Posta come premessa che ogni accusa andrà vagliata dalla magistratura e che tutti sono innocenti fino a prova contraria, ci sono due piani di risposta. Il primo – che può essere andar bene anche per tragici precedenti analoghi, pare incredibile ma ci sono! – attiene alla follia insondabile dell’animo umano, ciò che in taluni frangenti conduce genitori a uccidere i figli, uomini a colpire le loro donne, giovani a compiere stragi in scuole o università con armi recuperate su internet.
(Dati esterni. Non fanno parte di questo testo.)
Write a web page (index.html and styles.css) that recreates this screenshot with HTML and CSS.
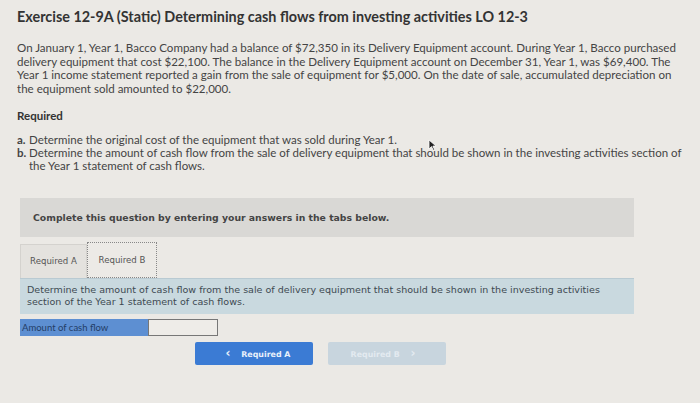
FILE: index.html
```html
<!DOCTYPE html>
<html lang="en">
<head>
    <meta charset="UTF-8">
    <title>Exercise 12-9A (Static)</title>
    <link rel="stylesheet" href="styles.css">
</head>
<body>
    <div class="page">
        <h1 class="title">Exercise 12-9A (Static) Determining cash flows from investing activities LO 12-3</h1>
        <p class="intro">On January 1, Year 1, Bacco Company had a balance of $72,350 in its Delivery Equipment account. During Year 1, Bacco purchased delivery equipment that cost $22,100. The balance in the Delivery Equipment account on December 31, Year 1, was $69,400. The Year 1 income statement reported a gain from the sale of equipment for $5,000. On the date of sale, accumulated depreciation on the equipment sold amounted to $22,000.</p>
        <h2 class="required">Required</h2>
        <ol class="parts">
            <li><span class="mark">a.</span><span>Determine the original cost of the equipment that was sold during Year 1.</span></li>
            <li><span class="mark">b.</span><span>Determine the amount of cash flow from the sale of delivery equipment that should be shown in the investing activities section of the Year 1 statement of cash flows.</span></li>
        </ol>

        <div class="work">
            <div class="instructions">Complete this question by entering your answers in the tabs below.</div>
            <div class="tabs">
                <div class="tab">Required A</div>
                <div class="tab active">Required B</div>
            </div>
            <div class="prompt">Determine the amount of cash flow from the sale of delivery equipment that should be shown in the investing activities section of the Year 1 statement of cash flows.</div>
            <div class="answer-row">
                <div class="answer-label">Amount of cash flow</div>
                <div class="answer-input"></div>
            </div>
            <div class="nav">
                <button class="nav-btn prev"><span class="chev">&lsaquo;</span> Required A</button>
                <button class="nav-btn next" disabled>Required B <span class="chev">&rsaquo;</span></button>
            </div>
        </div>

        <svg class="cursor" width="9" height="12" viewBox="0 0 9 12"><path d="M1 1 L1 10 L3.5 7.6 L5.3 11.3 L6.6 10.7 L4.9 7.1 L8 7 Z" fill="#222" stroke="#fff" stroke-width="0.8"/></svg>
    </div>
</body>
</html>
```
FILE: styles.css
```css
body {
    margin: 0;
    background-color: #ebe9e5;
    color: #3b3b3b;
    font-family: Lato, "Liberation Sans", sans-serif;
}
.page {
    position: relative;
    height: 403px;
    padding: 8px 17px 0;
    box-sizing: border-box;
    overflow: hidden;
}
.title {
    margin: 0;
    font-size: 14.4px;
    line-height: 17px;
    font-weight: bold;
    color: #333;
}
.intro {
    max-width: 662px;
    margin: 16px 0 0;
    font-size: 11.55px;
    line-height: 13.5px;
    color: #444;
}
.required {
    margin: 14px 0 0;
    font-size: 11.5px;
    line-height: 14px;
    font-weight: bold;
    color: #333;
}
.parts {
    list-style: none;
    margin: 10px 0 0;
    padding: 0;
    font-size: 11.5px;
    line-height: 13.2px;
    color: #444;
}
.parts li {
    display: flex;
}
.mark {
    flex: 0 0 12px;
    font-weight: bold;
}
.work {
    margin: 25px 0 0 3px;
    width: 614px;
    font-family: "DejaVu Sans", Verdana, sans-serif;
}
.instructions {
    background-color: #d9d8d5;
    height: 39px;
    padding: 0 13px;
    display: flex;
    align-items: center;
    font-size: 9.3px;
    font-weight: bold;
    color: #444;
}
.tabs {
    display: flex;
    align-items: flex-end;
    margin-top: 5px;
}
.tab {
    width: 67px;
    height: 34px;
    display: flex;
    align-items: center;
    justify-content: center;
    background-color: #e4e2de;
    border: 1px solid #d4d2ce;
    border-bottom: none;
    box-sizing: border-box;
    font-size: 8.6px;
    color: #555;
}
.tab.active {
    width: 70px;
    height: 36px;
    background-color: #eceae6;
    border: 1px dotted #888;
}
.prompt {
    background-color: #c9d9df;
    padding: 5px 7px 6px;
    font-size: 9.55px;
    line-height: 12px;
    color: #3e4a52;
    border-top: 1px solid #b9cad2;
}
.answer-row {
    display: flex;
    margin-top: 5px;
    height: 17px;
}
.answer-label {
    width: 128px;
    background-color: #5d8fd2;
    color: #233d66;
    font-family: Lato, "Liberation Sans", sans-serif;
    font-size: 9.5px;
    line-height: 17px;
    padding-left: 2px;
    box-sizing: border-box;
}
.answer-input {
    width: 70px;
    background-color: #eeece8;
    border: 1px solid #777;
    box-sizing: border-box;
}
.nav {
    display: flex;
    gap: 15px;
    margin: 6px 0 0 175px;
}
.nav-btn {
    width: 118px;
    height: 23px;
    border: none;
    border-radius: 2px;
    font-family: "DejaVu Sans", Verdana, sans-serif;
    font-size: 7.9px;
    font-weight: bold;
    cursor: pointer;
}
.nav-btn .chev {
    font-size: 12px;
    margin: 0 8px;
}
.prev {
    background-color: #3b7bd4;
    color: #e8f0fb;
}
.next {
    background-color: #c8d5de;
    color: #e3eaf0;
}
.cursor {
    position: absolute;
    left: 428px;
    top: 139px;
}
```
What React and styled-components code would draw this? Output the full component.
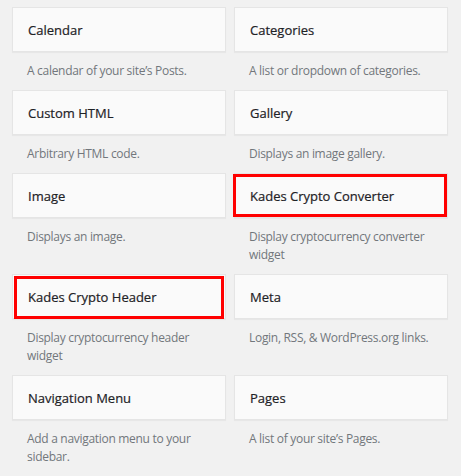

Ma nella vicenda dell’ospedale di Saronno, ora all’attenzione dei magistrati, c’è un dolo persino più preoccupante in quanto meno scandaloso: quello della burocrazia cieca e assassina che, per sciatteria e omertà, decide di non intervenire. L’apposita commissione, istituita nel 2013 per indagare sugli episodi denunciati da alcuni colleghi, non si riunisce neanche una volta in tre anni: di fronte a fatti così marginali – cosa sarà mai qualche omicidio in corsia? – i commissari ritengono che sia sufficiente uno scambio di email; e nessuno si premura di verificare come mai ci siano continui ammanchi di farmaci – anche questi denunciati -, quegli stessi farmaci che servivano alla coppia per i loro omicidi.
È proprio vero: chi si volta dall’altra parte può essere più pericoloso di chi uccide.